New Delhi, Sept. 5: The Indian Air Force has effectively grounded a frontline squadron of Sukhoi multi-role fighters. Orders were issued last week.

The squadron’s operational flying was severely restricted after “nicks” were detected in the blades of the aircraft engine fans. There are 18 Su-30K aircraft in the No. 24 Hunting Hawks squadron based in Lohegaon, Pune.

The aircraft in the squadron have flown an average 600-650 hours. The aircraft would have been normally due for major overhaul after 1,000 flying hours.

On a request from the air force when asked for the official version, The Telegraph sent its queries in writing. The IAF spokesperson said an official response would be given later.

Sources in the air headquarters said: “There is a staggered flying down of the Su-30K squadron based in Lohegaon, Pune. We would be sending them for routine checks. The airframe has a flying life of 1,000 hours. On average, the aircraft have done about 700 hours.”

The “nicks” in the blades of engine fans were detected during a check with stroboscopes, equipment that enable engineers to inspect the innards of engines. The stroboscope check was carried out in accordance with instructions in a technical manual received by IAF engineers recently.

The air headquarters sources said: “Nicks found in engine blades are routinely treated. In fact, a certain amount of nicks are tolerable. Beyond that the blades are changed.”

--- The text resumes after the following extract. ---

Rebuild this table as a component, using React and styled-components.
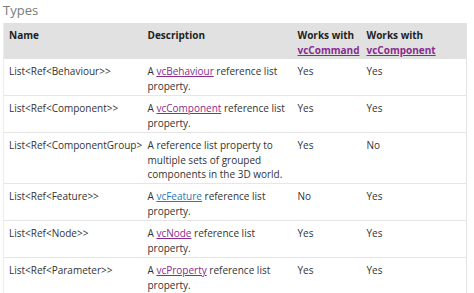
import React from 'react';
import styled, { createGlobalStyle } from 'styled-components';

const GlobalStyle = createGlobalStyle`
  body {
    margin: 0;
    background: #fff;
    font-family: "Open Sans", "Noto Sans", sans-serif;
  }
`;

const Page = styled.div`
  width: 474px;
  height: 293px;
  overflow: hidden;
  padding: 0 0 0 3px;
  box-sizing: border-box;
`;

const Heading = styled.h3`
  margin: 0;
  height: 23px;
  font-size: 13px;
  font-weight: 400;
  line-height: 20px;
  color: #7a7a7a;
`;

const Table = styled.table`
  width: 463px;
  border-collapse: collapse;
  table-layout: fixed;
  font-size: 10px;
  color: #333;
  border-left: 1px solid #ececec;
  border-right: 1px solid #e2e2e2;
`;

const Col = styled.col`
  width: ${(p) => p.$w}px;
`;

const HeadCell = styled.th`
  background: #e1e1e1;
  color: #222;
  font-weight: 700;
  text-align: left;
  vertical-align: top;
  padding: 5px 5px 2px;
  height: 29px;
  line-height: 14.5px;
`;

const Cell = styled.td`
  vertical-align: top;
  padding: 5px 5px 1px;
  line-height: 14.5px;
  border-bottom: 1px solid #e6e6e6;
  height: ${(p) => (p.$tall ? 44 : 30)}px;
`;

const Link = styled.a`
  color: ${(p) => (p.$fresh ? '#2b78b6' : '#8a2b8e')};
  text-decoration: underline;
`;

const rows = [
  { name: 'List<Ref<Behaviour>>', link: 'vcBehaviour', cmd: 'Yes', comp: 'Yes' },
  { name: 'List<Ref<Component>>', link: 'vcComponent', cmd: 'Yes', comp: 'Yes' },
  {
    name: 'List<Ref<ComponentGroup>',
    text: 'A reference list property to multiple sets of grouped components in the 3D world.',
    cmd: 'Yes',
    comp: 'No',
  },
  { name: 'List<Ref<Feature>>', link: 'vcFeature', fresh: true, cmd: 'No', comp: 'Yes' },
  { name: 'List<Ref<Node>>', link: 'vcNode', cmd: 'Yes', comp: 'Yes' },
  { name: 'List<Ref<Parameter>>', link: 'vcProperty', cmd: 'Yes', comp: 'Yes' },
];

export default function App() {
  return (
    <Page>
      <GlobalStyle />
      <Heading>Types</Heading>
      <Table>
        <colgroup>
          <Col $w={139} />
          <Col $w={150} />
          <Col $w={69} />
          <Col $w={105} />
        </colgroup>
        <thead>
          <tr>
            <HeadCell>Name</HeadCell>
            <HeadCell>Description</HeadCell>
            <HeadCell>
              Works with <Link>vcCommand</Link>
            </HeadCell>
            <HeadCell>
              Works with <Link>vcComponent</Link>
            </HeadCell>
          </tr>
        </thead>
        <tbody>
          {rows.map((r) => (
            <tr key={r.name}>
              <Cell $tall={!!r.text}>{r.name}</Cell>
              <Cell $tall={!!r.text}>
                {r.text ? (
                  r.text
                ) : (
                  <>
                    A <Link $fresh={r.fresh}>{r.link}</Link> reference list property.
                  </>
                )}
              </Cell>
              <Cell $tall={!!r.text}>{r.cmd}</Cell>
              <Cell $tall={!!r.text}>{r.comp}</Cell>
            </tr>
          ))}
        </tbody>
      </Table>
    </Page>
  );
}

The Su-30K multi-role combat aircraft are fourth generation fighters. The MiG-21 is of second generation vintage. The two-seater highly manoeuvrable Su-30Ks, said to be capable of dodging missiles, have been developed by Russia’s Sukhoi Design Bureau and manufactured by Irkutsk Aviation. They are effective in air-to-air as well as in ground-attack roles. The aircraft have a range of 3,000 km extendable up to 5,200 km with in-flight refuelling.

The air force inducted a first batch of eight Su-30Ks in June 1998 after contracting them in December 1997. These were bought in flyaway condition.

Subsequently, in December 1998, India also ordered 10 more Su-30Ks that were at first contracted by Indonesia and then cancelled. These were inducted into the IAF by October 1999. The estimated cost of each of the aircraft in flyaway condition was $20 million.

What does this mean for the country when the air force has just earned itself the Centre’s approval this week for a Rs 8,000-crore deal with British Aerospace Systems to buy the advanced jet trainers'

Simply, that the IAF's warfighting machinery is under pressure not only because of its ageing MiG-21 fleet but also because deals executed in the past for its more modern fighters are far from flawless.

The experience underlines that there is nothing like over-cautiousness in deals for military equipment that must be struck at such huge cost to the national exchequer. When the agreement for the Su-30Ks was initialled in November 1996, the package was estimated at $1.8 billion.

The IAF has an agreement with Irkutsk to take delivery of Su-30MKi — a later version of the Su-30K customised for India — that it is using to put pressure on the manufacturer and upgrade the Su-30Ks. Delivery of the upgraded and customised Sukhois for the IAF — the Su 30MKi — has also been delayed.